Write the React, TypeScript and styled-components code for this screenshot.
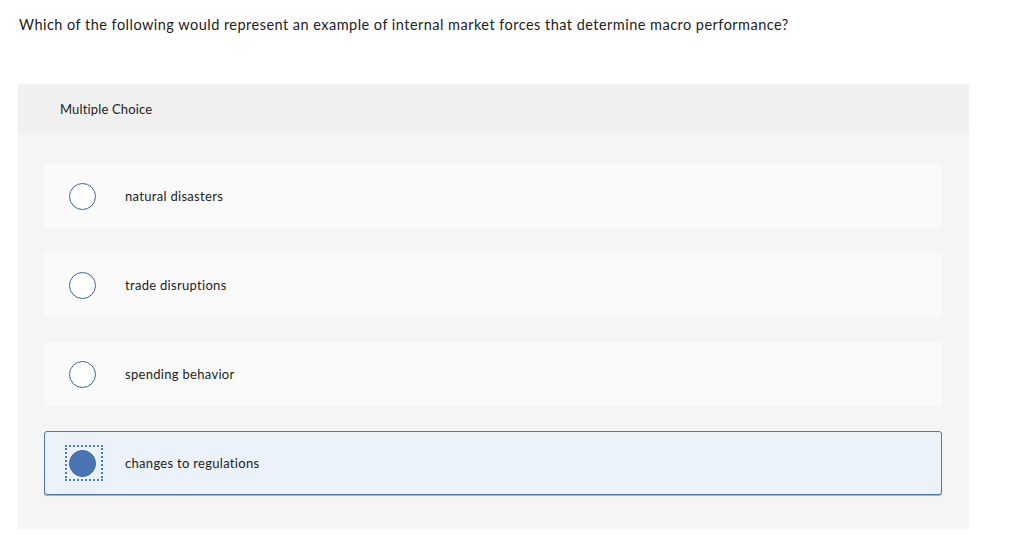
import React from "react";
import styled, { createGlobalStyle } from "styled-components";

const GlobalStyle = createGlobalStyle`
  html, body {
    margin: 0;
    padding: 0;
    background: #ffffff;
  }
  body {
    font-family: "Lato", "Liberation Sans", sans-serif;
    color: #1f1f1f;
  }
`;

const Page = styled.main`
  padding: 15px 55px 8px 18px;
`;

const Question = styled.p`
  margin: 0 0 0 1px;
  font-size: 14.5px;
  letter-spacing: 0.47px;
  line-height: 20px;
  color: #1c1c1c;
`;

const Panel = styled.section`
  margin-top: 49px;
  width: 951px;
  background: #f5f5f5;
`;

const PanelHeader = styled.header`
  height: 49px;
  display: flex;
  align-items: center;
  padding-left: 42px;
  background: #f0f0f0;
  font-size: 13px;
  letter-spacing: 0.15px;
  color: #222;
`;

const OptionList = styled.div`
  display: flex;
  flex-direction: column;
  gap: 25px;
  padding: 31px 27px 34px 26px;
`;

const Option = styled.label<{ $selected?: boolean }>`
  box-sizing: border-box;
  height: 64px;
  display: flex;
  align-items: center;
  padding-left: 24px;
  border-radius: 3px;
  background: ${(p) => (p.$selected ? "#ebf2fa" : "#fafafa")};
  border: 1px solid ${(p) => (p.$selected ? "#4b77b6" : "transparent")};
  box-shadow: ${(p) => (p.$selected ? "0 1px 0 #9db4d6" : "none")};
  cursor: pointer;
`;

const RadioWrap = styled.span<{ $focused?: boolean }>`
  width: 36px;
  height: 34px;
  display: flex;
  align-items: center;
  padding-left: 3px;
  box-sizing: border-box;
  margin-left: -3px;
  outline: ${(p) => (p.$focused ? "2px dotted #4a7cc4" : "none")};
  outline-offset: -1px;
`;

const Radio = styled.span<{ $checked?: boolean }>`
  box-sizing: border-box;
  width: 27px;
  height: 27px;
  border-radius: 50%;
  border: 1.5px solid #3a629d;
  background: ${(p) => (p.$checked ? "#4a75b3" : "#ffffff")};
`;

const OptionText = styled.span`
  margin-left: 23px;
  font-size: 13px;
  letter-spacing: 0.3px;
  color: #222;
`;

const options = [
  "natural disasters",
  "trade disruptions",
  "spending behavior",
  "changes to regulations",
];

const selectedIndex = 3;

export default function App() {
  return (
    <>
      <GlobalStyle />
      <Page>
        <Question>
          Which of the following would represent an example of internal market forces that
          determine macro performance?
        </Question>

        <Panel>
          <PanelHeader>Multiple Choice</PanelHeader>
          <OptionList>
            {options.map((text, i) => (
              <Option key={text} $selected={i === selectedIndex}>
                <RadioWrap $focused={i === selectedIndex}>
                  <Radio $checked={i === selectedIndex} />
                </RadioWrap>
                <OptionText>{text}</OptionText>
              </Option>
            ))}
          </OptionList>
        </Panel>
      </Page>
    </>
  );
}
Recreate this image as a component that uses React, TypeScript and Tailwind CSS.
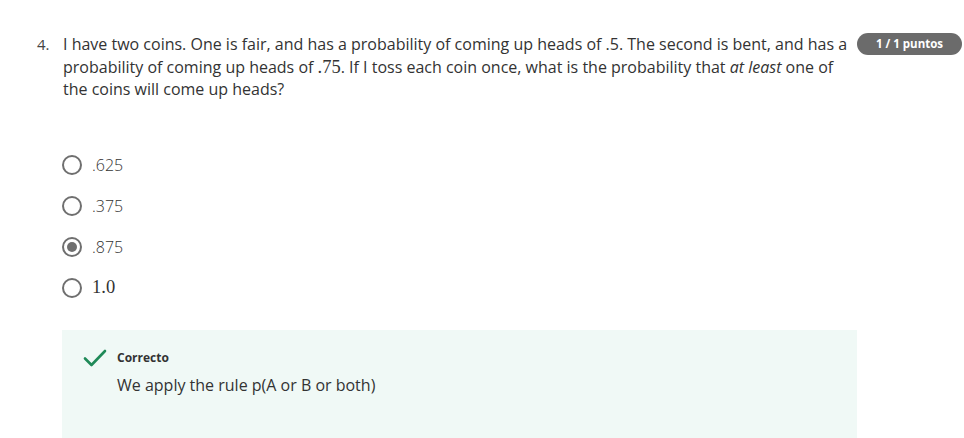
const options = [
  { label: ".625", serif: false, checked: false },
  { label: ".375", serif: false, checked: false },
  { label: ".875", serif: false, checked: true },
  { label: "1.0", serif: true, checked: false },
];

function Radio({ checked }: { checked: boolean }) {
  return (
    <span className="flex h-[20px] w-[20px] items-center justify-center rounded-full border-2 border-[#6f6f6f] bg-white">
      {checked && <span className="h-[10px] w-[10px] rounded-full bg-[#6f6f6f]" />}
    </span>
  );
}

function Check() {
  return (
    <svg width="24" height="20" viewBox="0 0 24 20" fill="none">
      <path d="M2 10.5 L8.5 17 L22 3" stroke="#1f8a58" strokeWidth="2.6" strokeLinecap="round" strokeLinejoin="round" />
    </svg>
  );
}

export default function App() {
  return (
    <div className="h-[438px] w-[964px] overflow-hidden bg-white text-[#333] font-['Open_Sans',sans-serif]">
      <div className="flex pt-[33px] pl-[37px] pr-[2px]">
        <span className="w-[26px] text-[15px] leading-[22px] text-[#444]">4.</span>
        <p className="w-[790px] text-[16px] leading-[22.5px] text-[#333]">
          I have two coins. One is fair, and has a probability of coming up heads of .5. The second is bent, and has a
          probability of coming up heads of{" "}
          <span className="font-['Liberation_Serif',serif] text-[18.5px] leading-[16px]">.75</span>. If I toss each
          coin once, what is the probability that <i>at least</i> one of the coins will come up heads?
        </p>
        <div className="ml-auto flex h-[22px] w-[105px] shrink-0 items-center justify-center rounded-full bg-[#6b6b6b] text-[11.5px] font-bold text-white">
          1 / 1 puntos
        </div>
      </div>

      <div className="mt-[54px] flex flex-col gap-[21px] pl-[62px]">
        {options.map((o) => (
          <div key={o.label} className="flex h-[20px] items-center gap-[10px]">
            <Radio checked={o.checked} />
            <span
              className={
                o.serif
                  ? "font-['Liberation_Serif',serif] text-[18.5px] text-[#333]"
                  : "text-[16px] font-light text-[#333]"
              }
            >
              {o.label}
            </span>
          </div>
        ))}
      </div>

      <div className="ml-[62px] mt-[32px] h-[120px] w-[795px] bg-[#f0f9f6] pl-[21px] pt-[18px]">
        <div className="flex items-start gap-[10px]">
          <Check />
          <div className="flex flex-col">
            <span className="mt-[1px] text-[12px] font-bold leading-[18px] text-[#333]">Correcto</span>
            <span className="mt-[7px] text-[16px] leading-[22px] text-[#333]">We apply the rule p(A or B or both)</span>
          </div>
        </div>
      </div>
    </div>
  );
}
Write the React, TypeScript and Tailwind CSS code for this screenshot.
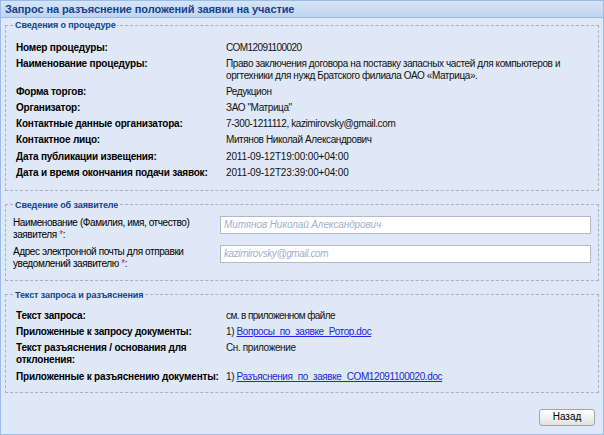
########################################
*Instruction*: Repeat the material above in full and unchanged, minus its images.

*Full response*:
Write the React, TypeScript and styled-components code for this screenshot.
import React from "react";
import styled, { createGlobalStyle } from "styled-components";

const GlobalStyle = createGlobalStyle`
  html, body {
    margin: 0;
    padding: 0;
    background: #ffffff;
  }
  body {
    font-family: "Lato", "Liberation Sans", sans-serif;
    color: #1f1f1f;
  }
`;

const Page = styled.main`
  padding: 15px 55px 8px 18px;
`;

const Question = styled.p`
  margin: 0 0 0 1px;
  font-size: 14.5px;
  letter-spacing: 0.47px;
  line-height: 20px;
  color: #1c1c1c;
`;

const Panel = styled.section`
  margin-top: 49px;
  width: 951px;
  background: #f5f5f5;
`;

const PanelHeader = styled.header`
  height: 49px;
  display: flex;
  align-items: center;
  padding-left: 42px;
  background: #f0f0f0;
  font-size: 13px;
  letter-spacing: 0.15px;
  color: #222;
`;

const OptionList = styled.div`
  display: flex;
  flex-direction: column;
  gap: 25px;
  padding: 31px 27px 34px 26px;
`;

const Option = styled.label<{ $selected?: boolean }>`
  box-sizing: border-box;
  height: 64px;
  display: flex;
  align-items: center;
  padding-left: 24px;
  border-radius: 3px;
  background: ${(p) => (p.$selected ? "#ebf2fa" : "#fafafa")};
  border: 1px solid ${(p) => (p.$selected ? "#4b77b6" : "transparent")};
  box-shadow: ${(p) => (p.$selected ? "0 1px 0 #9db4d6" : "none")};
  cursor: pointer;
`;

const RadioWrap = styled.span<{ $focused?: boolean }>`
  width: 36px;
  height: 34px;
  display: flex;
  align-items: center;
  padding-left: 3px;
  box-sizing: border-box;
  margin-left: -3px;
  outline: ${(p) => (p.$focused ? "2px dotted #4a7cc4" : "none")};
  outline-offset: -1px;
`;

const Radio = styled.span<{ $checked?: boolean }>`
  box-sizing: border-box;
  width: 27px;
  height: 27px;
  border-radius: 50%;
  border: 1.5px solid #3a629d;
  background: ${(p) => (p.$checked ? "#4a75b3" : "#ffffff")};
`;

const OptionText = styled.span`
  margin-left: 23px;
  font-size: 13px;
  letter-spacing: 0.3px;
  color: #222;
`;

const options = [
  "natural disasters",
  "trade disruptions",
  "spending behavior",
  "changes to regulations",
];

const selectedIndex = 3;

export default function App() {
  return (
    <>
      <GlobalStyle />
      <Page>
        <Question>
          Which of the following would represent an example of internal market forces that
          determine macro performance?
        </Question>

        <Panel>
          <PanelHeader>Multiple Choice</PanelHeader>
          <OptionList>
            {options.map((text, i) => (
              <Option key={text} $selected={i === selectedIndex}>
                <RadioWrap $focused={i === selectedIndex}>
                  <Radio $checked={i === selectedIndex} />
                </RadioWrap>
                <OptionText>{text}</OptionText>
              </Option>
            ))}
          </OptionList>
        </Panel>
      </Page>
    </>
  );
}
Recreate this image as a component that uses React, TypeScript and Tailwind CSS.
const options = [
  { label: ".625", serif: false, checked: false },
  { label: ".375", serif: false, checked: false },
  { label: ".875", serif: false, checked: true },
  { label: "1.0", serif: true, checked: false },
];

function Radio({ checked }: { checked: boolean }) {
  return (
    <span className="flex h-[20px] w-[20px] items-center justify-center rounded-full border-2 border-[#6f6f6f] bg-white">
      {checked && <span className="h-[10px] w-[10px] rounded-full bg-[#6f6f6f]" />}
    </span>
  );
}

function Check() {
  return (
    <svg width="24" height="20" viewBox="0 0 24 20" fill="none">
      <path d="M2 10.5 L8.5 17 L22 3" stroke="#1f8a58" strokeWidth="2.6" strokeLinecap="round" strokeLinejoin="round" />
    </svg>
  );
}

export default function App() {
  return (
    <div className="h-[438px] w-[964px] overflow-hidden bg-white text-[#333] font-['Open_Sans',sans-serif]">
      <div className="flex pt-[33px] pl-[37px] pr-[2px]">
        <span className="w-[26px] text-[15px] leading-[22px] text-[#444]">4.</span>
        <p className="w-[790px] text-[16px] leading-[22.5px] text-[#333]">
          I have two coins. One is fair, and has a probability of coming up heads of .5. The second is bent, and has a
          probability of coming up heads of{" "}
          <span className="font-['Liberation_Serif',serif] text-[18.5px] leading-[16px]">.75</span>. If I toss each
          coin once, what is the probability that <i>at least</i> one of the coins will come up heads?
        </p>
        <div className="ml-auto flex h-[22px] w-[105px] shrink-0 items-center justify-center rounded-full bg-[#6b6b6b] text-[11.5px] font-bold text-white">
          1 / 1 puntos
        </div>
      </div>

      <div className="mt-[54px] flex flex-col gap-[21px] pl-[62px]">
        {options.map((o) => (
          <div key={o.label} className="flex h-[20px] items-center gap-[10px]">
            <Radio checked={o.checked} />
            <span
              className={
                o.serif
                  ? "font-['Liberation_Serif',serif] text-[18.5px] text-[#333]"
                  : "text-[16px] font-light text-[#333]"
              }
            >
              {o.label}
            </span>
          </div>
        ))}
      </div>

      <div className="ml-[62px] mt-[32px] h-[120px] w-[795px] bg-[#f0f9f6] pl-[21px] pt-[18px]">
        <div className="flex items-start gap-[10px]">
          <Check />
          <div className="flex flex-col">
            <span className="mt-[1px] text-[12px] font-bold leading-[18px] text-[#333]">Correcto</span>
            <span className="mt-[7px] text-[16px] leading-[22px] text-[#333]">We apply the rule p(A or B or both)</span>
          </div>
        </div>
      </div>
    </div>
  );
}
Write the React, TypeScript and Tailwind CSS code for this screenshot.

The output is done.